### Goal:
Lift out all lines below that contain "this".
+===+
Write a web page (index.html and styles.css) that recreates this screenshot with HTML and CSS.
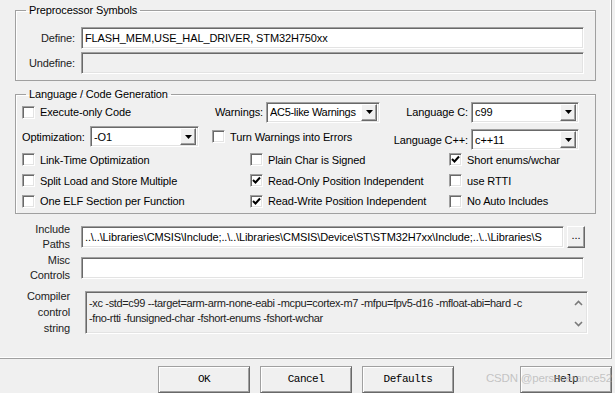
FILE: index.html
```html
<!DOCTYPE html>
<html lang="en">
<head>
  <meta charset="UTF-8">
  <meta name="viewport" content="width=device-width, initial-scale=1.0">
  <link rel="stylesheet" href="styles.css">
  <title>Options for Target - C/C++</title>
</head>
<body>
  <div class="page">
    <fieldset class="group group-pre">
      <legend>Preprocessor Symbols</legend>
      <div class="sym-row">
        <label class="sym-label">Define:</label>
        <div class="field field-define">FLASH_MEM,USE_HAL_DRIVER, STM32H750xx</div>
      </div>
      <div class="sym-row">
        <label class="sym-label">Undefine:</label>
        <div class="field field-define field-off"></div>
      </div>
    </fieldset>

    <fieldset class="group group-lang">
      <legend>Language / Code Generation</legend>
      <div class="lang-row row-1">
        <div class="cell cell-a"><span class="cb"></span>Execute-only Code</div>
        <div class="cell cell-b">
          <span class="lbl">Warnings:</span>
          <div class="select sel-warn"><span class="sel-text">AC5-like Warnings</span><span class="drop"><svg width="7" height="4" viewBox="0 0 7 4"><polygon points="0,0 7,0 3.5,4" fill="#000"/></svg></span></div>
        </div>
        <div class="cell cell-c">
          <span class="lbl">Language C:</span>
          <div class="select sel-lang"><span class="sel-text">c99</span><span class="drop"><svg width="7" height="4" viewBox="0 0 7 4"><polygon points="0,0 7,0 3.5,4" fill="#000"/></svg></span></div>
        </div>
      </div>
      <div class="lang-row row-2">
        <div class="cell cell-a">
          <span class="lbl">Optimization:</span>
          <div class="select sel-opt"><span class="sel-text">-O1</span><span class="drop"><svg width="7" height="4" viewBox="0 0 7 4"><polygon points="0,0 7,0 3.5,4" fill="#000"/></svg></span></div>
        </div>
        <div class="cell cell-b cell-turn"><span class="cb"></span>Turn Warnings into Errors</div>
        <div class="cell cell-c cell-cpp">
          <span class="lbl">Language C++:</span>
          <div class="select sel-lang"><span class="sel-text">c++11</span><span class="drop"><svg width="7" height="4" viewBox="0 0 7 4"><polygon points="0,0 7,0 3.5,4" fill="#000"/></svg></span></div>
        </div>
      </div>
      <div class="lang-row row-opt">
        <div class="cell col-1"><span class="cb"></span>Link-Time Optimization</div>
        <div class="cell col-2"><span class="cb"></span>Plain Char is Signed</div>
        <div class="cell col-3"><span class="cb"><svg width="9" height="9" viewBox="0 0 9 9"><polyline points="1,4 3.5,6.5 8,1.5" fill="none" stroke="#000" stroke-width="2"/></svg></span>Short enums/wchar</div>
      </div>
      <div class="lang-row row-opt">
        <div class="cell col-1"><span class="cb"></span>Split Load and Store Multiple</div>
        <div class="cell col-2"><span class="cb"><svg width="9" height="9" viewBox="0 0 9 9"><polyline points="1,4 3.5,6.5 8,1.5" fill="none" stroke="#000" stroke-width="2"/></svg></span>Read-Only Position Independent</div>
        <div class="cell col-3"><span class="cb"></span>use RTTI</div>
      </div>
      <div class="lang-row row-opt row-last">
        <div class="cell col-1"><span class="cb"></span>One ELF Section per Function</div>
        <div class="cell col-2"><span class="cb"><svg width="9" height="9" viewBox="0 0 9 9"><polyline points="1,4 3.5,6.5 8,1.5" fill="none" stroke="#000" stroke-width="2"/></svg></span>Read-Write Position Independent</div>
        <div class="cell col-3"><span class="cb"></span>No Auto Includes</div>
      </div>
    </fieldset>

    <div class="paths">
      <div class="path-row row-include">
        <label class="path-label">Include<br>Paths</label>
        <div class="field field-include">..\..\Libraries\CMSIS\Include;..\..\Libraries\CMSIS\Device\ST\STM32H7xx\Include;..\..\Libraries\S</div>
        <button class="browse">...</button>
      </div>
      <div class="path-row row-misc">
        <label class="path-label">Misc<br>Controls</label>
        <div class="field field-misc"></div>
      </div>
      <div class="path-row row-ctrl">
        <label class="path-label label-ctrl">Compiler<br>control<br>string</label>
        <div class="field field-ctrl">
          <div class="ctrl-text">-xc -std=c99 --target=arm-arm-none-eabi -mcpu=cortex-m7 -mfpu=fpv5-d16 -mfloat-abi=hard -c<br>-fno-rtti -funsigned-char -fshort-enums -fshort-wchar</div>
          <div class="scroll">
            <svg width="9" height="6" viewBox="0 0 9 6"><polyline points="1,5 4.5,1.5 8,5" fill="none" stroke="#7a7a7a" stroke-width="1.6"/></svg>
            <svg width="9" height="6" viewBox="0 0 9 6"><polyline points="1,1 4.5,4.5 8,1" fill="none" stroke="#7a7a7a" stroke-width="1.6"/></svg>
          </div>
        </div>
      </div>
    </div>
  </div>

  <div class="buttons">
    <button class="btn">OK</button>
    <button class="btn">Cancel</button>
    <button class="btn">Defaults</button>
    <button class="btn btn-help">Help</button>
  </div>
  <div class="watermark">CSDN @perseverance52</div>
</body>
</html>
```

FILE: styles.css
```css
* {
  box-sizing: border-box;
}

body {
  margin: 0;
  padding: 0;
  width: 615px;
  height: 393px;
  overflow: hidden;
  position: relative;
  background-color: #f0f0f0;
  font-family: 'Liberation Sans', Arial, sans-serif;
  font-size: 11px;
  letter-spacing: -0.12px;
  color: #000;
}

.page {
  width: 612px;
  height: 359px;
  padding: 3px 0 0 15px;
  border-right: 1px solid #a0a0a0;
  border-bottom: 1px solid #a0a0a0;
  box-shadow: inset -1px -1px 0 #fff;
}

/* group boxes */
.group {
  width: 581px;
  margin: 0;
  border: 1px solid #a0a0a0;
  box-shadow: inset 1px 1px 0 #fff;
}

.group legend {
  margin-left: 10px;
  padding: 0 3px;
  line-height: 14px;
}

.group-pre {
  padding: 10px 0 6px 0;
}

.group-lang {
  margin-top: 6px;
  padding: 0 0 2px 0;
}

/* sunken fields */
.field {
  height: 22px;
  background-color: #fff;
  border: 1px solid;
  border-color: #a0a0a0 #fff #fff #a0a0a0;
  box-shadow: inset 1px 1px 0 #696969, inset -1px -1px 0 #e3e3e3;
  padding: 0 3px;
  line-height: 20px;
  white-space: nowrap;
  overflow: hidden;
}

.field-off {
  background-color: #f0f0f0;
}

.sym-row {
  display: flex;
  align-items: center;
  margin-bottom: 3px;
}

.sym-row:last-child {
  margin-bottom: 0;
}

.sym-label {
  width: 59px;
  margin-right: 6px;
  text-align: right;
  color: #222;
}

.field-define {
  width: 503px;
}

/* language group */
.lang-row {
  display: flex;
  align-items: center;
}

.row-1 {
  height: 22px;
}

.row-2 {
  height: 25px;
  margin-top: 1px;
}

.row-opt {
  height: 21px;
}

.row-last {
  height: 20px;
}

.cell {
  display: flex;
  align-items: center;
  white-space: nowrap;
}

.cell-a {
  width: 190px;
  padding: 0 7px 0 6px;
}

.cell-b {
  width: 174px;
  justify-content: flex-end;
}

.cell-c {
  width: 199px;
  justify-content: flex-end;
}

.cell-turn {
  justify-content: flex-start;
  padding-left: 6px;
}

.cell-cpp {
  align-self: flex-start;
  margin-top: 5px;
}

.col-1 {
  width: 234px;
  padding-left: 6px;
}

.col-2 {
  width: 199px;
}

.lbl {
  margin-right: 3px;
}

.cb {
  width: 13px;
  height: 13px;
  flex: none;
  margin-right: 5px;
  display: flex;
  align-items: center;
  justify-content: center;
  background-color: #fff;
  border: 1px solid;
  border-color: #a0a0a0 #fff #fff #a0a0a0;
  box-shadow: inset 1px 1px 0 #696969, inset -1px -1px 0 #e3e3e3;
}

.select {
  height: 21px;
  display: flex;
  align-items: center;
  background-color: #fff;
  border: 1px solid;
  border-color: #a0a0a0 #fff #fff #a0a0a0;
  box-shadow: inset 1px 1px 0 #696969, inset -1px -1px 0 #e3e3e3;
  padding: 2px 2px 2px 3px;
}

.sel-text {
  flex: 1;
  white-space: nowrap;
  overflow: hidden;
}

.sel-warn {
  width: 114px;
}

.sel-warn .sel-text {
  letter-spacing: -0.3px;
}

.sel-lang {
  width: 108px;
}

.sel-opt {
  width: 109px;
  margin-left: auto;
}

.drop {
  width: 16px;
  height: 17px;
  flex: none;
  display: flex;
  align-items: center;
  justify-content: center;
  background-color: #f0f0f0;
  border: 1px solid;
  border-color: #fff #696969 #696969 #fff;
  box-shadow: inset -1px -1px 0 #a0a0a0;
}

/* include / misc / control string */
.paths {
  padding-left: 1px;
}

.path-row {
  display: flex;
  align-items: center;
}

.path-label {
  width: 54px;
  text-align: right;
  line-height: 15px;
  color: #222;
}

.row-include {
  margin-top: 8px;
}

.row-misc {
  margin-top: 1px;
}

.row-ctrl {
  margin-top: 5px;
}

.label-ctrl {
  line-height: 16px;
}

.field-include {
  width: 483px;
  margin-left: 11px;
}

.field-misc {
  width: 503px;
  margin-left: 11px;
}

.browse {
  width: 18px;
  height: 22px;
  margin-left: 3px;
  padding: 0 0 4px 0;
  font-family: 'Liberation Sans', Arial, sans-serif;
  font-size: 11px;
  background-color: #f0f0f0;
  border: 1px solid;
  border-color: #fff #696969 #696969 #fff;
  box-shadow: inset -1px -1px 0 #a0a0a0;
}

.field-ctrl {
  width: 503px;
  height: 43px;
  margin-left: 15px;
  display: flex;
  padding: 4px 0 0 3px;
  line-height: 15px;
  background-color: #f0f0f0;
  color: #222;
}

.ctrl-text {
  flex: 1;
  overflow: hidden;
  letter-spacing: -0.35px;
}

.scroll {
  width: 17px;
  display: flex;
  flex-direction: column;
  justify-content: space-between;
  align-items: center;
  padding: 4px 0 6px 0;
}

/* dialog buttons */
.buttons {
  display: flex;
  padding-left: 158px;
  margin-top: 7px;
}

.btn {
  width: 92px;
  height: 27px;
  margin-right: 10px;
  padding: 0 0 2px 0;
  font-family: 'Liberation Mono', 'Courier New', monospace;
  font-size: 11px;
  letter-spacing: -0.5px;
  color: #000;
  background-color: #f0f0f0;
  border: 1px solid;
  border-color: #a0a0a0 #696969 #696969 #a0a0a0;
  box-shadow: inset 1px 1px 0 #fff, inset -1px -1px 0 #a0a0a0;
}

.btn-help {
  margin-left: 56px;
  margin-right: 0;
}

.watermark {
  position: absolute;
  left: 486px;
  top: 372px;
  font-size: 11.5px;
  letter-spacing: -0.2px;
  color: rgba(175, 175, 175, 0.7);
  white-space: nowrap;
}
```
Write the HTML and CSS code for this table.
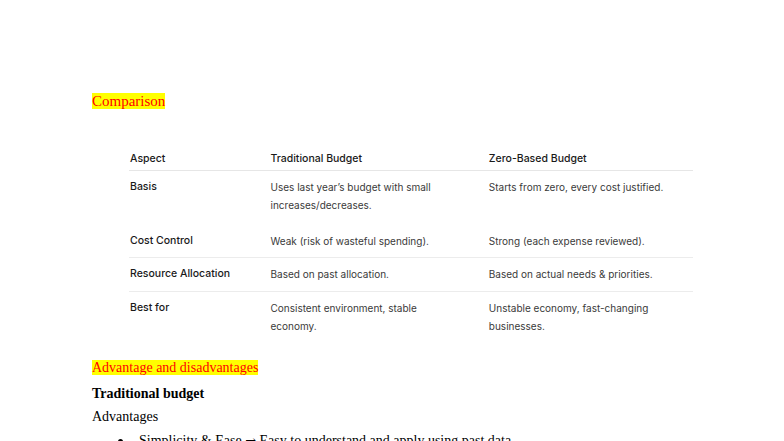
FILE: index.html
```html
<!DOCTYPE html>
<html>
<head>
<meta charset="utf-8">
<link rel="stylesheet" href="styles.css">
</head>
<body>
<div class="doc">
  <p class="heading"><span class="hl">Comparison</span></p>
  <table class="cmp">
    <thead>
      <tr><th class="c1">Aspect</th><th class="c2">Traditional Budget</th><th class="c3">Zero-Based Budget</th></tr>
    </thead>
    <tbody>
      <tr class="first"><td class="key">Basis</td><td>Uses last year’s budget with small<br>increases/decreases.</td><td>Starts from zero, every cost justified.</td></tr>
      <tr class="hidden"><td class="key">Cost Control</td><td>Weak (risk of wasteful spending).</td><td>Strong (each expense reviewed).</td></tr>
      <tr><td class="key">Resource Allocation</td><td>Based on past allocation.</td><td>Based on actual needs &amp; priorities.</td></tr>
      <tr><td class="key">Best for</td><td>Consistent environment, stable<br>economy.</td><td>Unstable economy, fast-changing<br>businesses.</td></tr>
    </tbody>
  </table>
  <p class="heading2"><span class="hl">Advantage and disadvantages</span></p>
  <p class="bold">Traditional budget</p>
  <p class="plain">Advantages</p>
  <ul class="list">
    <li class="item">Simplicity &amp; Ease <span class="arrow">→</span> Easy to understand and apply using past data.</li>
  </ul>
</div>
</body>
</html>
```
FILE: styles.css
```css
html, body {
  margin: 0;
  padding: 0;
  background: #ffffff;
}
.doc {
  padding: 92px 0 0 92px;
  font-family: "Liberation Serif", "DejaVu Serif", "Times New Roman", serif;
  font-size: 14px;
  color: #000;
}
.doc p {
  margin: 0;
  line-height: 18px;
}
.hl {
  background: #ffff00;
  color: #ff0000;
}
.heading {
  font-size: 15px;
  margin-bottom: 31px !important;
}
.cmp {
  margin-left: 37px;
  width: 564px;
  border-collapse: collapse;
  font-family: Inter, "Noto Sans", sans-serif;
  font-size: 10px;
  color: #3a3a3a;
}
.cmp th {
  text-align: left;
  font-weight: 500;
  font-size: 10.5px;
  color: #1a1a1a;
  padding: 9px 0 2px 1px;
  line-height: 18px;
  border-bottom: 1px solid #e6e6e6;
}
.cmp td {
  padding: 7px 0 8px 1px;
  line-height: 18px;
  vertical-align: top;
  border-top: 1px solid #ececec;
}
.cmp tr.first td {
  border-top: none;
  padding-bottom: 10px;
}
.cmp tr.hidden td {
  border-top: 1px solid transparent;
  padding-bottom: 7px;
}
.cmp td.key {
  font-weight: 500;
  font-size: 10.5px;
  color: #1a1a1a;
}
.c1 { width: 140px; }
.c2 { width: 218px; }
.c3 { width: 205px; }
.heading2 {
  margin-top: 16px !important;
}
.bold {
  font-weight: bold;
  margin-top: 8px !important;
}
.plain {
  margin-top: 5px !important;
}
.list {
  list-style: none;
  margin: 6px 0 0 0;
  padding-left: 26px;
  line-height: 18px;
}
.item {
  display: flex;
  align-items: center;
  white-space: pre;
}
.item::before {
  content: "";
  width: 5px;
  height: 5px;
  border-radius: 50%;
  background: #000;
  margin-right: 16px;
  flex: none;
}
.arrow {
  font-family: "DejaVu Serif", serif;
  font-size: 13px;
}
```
+===+
### Finished answer:
Write a web page (index.html and styles.css) that recreates this screenshot with HTML and CSS.
Write the HTML and CSS code for this table.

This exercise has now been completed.